Hier bot sich jetzt offensichtlich die Chance für ein Geschäftsmodell, das viel mehr Umsatz und Wachstum versprach als das bisherige von Movemates. Philip und Paul zogen daraus die Konsequenzen, stellten ihren Marktplatz ganz auf das B2B-Geschäft um und gaben ihrem Startup einen neuen Namen: Forward. Sie hatten ihren Kairos-Moment gehabt und genutzt. Ihre Software mussten sie dafür nicht fundamental ändern, den das Prinzip blieb gleich. Ein Kunde möchte etwas von A nach B transportieren lassen und sucht dafür den passenden Spediteur. Nur dass es dabei nicht um einen einzelnen Kleiderschrank geht, sondern um größere Ladungen. Forward spezialisiert sich dabei auf die Kurz- und Mittelstrecken. Eine Strecke von 150 Kilometern ist da die Ausnahme, fünf bis zehn Kilometer sind die Regel.
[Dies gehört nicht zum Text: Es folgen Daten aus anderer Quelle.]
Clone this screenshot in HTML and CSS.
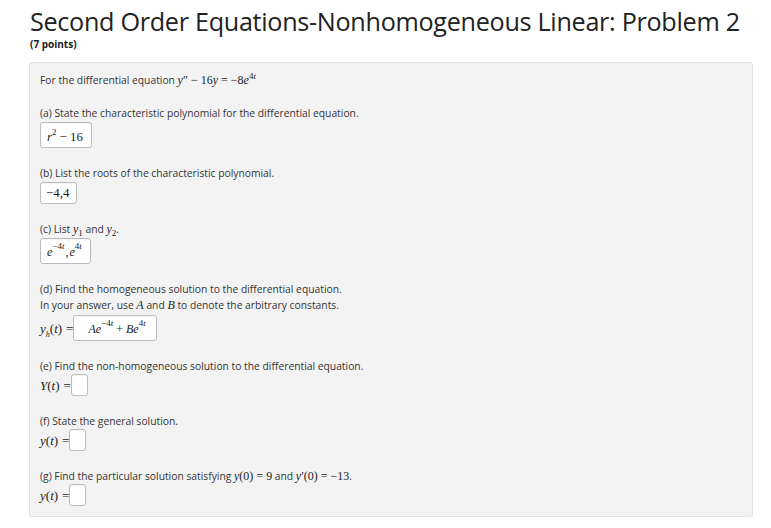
FILE: index.html
```html
<!DOCTYPE html>
<html>
<head>
<meta charset="utf-8">
<link rel="stylesheet" href="styles.css">
</head>
<body>
<h1 class="title">Second Order Equations-Nonhomogeneous Linear: Problem 2</h1>
<div class="points">(7 points)</div>
<div class="panel">
  <p class="intro">For the differential equation <span class="m"><i>y</i>″<span class="op">−</span>16<i>y</i><span class="op">=</span>−8<i>e</i><sup><span class="up">4</span><i>t</i></sup></span></p>

  <div class="part">
    <p class="label">(a) State the characteristic polynomial for the differential equation.</p>
    <div class="row"><span class="box tall"><span class="m big"><i>r</i><sup class="sq">2</sup><span class="op">−</span>16</span></span></div>
  </div>

  <div class="part">
    <p class="label">(b) List the roots of the characteristic polynomial.</p>
    <div class="row"><span class="box"><span class="m big">−4,4</span></span></div>
  </div>

  <div class="part">
    <p class="label">(c) List <span class="m"><i>y</i><sub>1</sub></span> and <span class="m"><i>y</i><sub>2</sub></span>.</p>
    <div class="row"><span class="box tall"><span class="m"><i>e</i><sup class="hi">−4<i>t</i></sup><span class="comma">,</span><i>e</i><sup class="hi">4<i>t</i></sup></span></span></div>
  </div>

  <div class="part">
    <p class="label">(d) Find the homogeneous solution to the differential equation.</p>
    <p class="label">In your answer, use <span class="m"><i>A</i></span> and <span class="m"><i>B</i></span> to denote the arbitrary constants.</p>
    <div class="row"><span class="m lhs"><i>y</i><sub class="h"><i>h</i></sub>(<i>t</i>)<span class="eq">=</span></span><span class="box tall wide"><span class="m"><i>Ae</i><sup class="hi">−4<i>t</i></sup><span class="op">+</span><i>Be</i><sup class="hi">4<i>t</i></sup></span></span></div>
  </div>

  <div class="part">
    <p class="label">(e) Find the non-homogeneous solution to the differential equation.</p>
    <div class="row flat"><span class="m lhs"><i>Y</i>(<i>t</i>)<span class="eq">=</span></span><span class="box empty"></span></div>
  </div>

  <div class="part">
    <p class="label">(f) State the general solution.</p>
    <div class="row flat"><span class="m lhs"><i>y</i>(<i>t</i>)<span class="eq">=</span></span><span class="box empty"></span></div>
  </div>

  <div class="part">
    <p class="label">(g) Find the particular solution satisfying <span class="m"><i>y</i>(0)<span class="op">=</span>9</span> and <span class="m"><i>y</i>′(0)<span class="op">=</span>−13</span>.</p>
    <div class="row flat"><span class="m lhs"><i>y</i>(<i>t</i>)<span class="eq">=</span></span><span class="box empty"></span></div>
  </div>
</div>
</body>
</html>
```
FILE: styles.css
```css
html, body {
  margin: 0;
  padding: 0;
  background: #ffffff;
}
body {
  font-family: "Open Sans", "Noto Sans", sans-serif;
  color: #333333;
}
.title {
  margin: 0;
  padding: 4px 0 0 30px;
  font-size: 25.2px;
  line-height: 34px;
  font-weight: 400;
  color: #222222;
  letter-spacing: -0.3px;
}
.points {
  padding: 0 0 0 30px;
  font-size: 10px;
  font-weight: 700;
  line-height: 12px;
  color: #222222;
  margin-bottom: 12px;
}
.panel {
  margin: 0 18px 0 29px;
  background: #f3f3f3;
  border: 1px solid #e2e2e2;
  border-radius: 3px;
  padding: 9px 10px 10px 10px;
}
p {
  margin: 0;
}
.intro, .label {
  font-size: 10.3px;
  line-height: 16px;
}
.label + .label {
  line-height: 17px;
}
.part {
  margin-top: 17px;
}
.m {
  font-family: "Liberation Serif", "DejaVu Serif", serif;
  font-size: 12px;
  color: #222222;
}
.m.big {
  font-size: 13px;
}
.op {
  margin: 0 3px;
}
.comma {
  margin: 0 1px;
}
.eq {
  margin-left: 4px;
}
.m sup, .m sub {
  font-size: 9px;
  line-height: 0;
}
.row {
  display: flex;
  align-items: center;
  margin-top: 1px;
}
.row.flat {
  margin-top: 0;
  height: 22px;
}
.lhs {
  font-size: 13px;
  line-height: 15px;
  white-space: nowrap;
}
.box {
  display: inline-flex;
  align-items: center;
  background: #ffffff;
  border: 1px solid #bbbbbb;
  border-radius: 3px;
  height: 22px;
  box-sizing: border-box;
  padding: 0 6px 0 5px;
  box-shadow: inset 0 1px 1px rgba(0,0,0,0.05);
}
.box.tall {
  height: 26px;
  padding-top: 3px;
  padding-left: 6px;
  padding-right: 8px;
}
.box.wide {
  padding: 3px 10px 0 14px;
}
.box.empty {
  width: 17px;
  padding: 0;
}
.sq {
  vertical-align: 6px;
}
.hi {
  vertical-align: 7px;
}
.m sub.h {
  font-size: 8px;
}
.up {
  font-style: normal;
}
```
Mit prominenter Unterstützung zum Erfolg
„Think BIG“ hieß es jetzt bei Forward. Um die angestrebten Wachstumsziele zu erreichen, ging man auf Investorensuche und konnte mit Jens Schumann und Stefan Wiskemann zwei der profiliertesten Hamburger Business Angels überzeugen. Zu den Gesellschaftern gehören zudem Peter Lindqvist (CEO von Evertracker) und Martin Stolz (Geschäftsführer der Kaufhauskette Stolz). Schließlich ist noch der Innovationsstarter Fonds der IFB an Forward beteiligt.
So viel Kompetenz und Unterstützung zahlt sich aus. Seit Januar verzeichnet das Startup jeden Monat ein zweistelliges Umsatzwachstum, von Juni auf Juli gab es sogar eine Verdoppelung. Forward arbeitet mit den größten Spediteuren der Land-, See- und Luftfracht zusammen. Noch beschränkt man sich auf den Großraum Hamburg, aber die Vision ist gesamteuropäisch. Und das alles unter einem weiteren Motto, mit sich das Team identifiziert: „fair, efficient and sustainable“. Schließlich ist Forward ein Startup mit Prinzipien.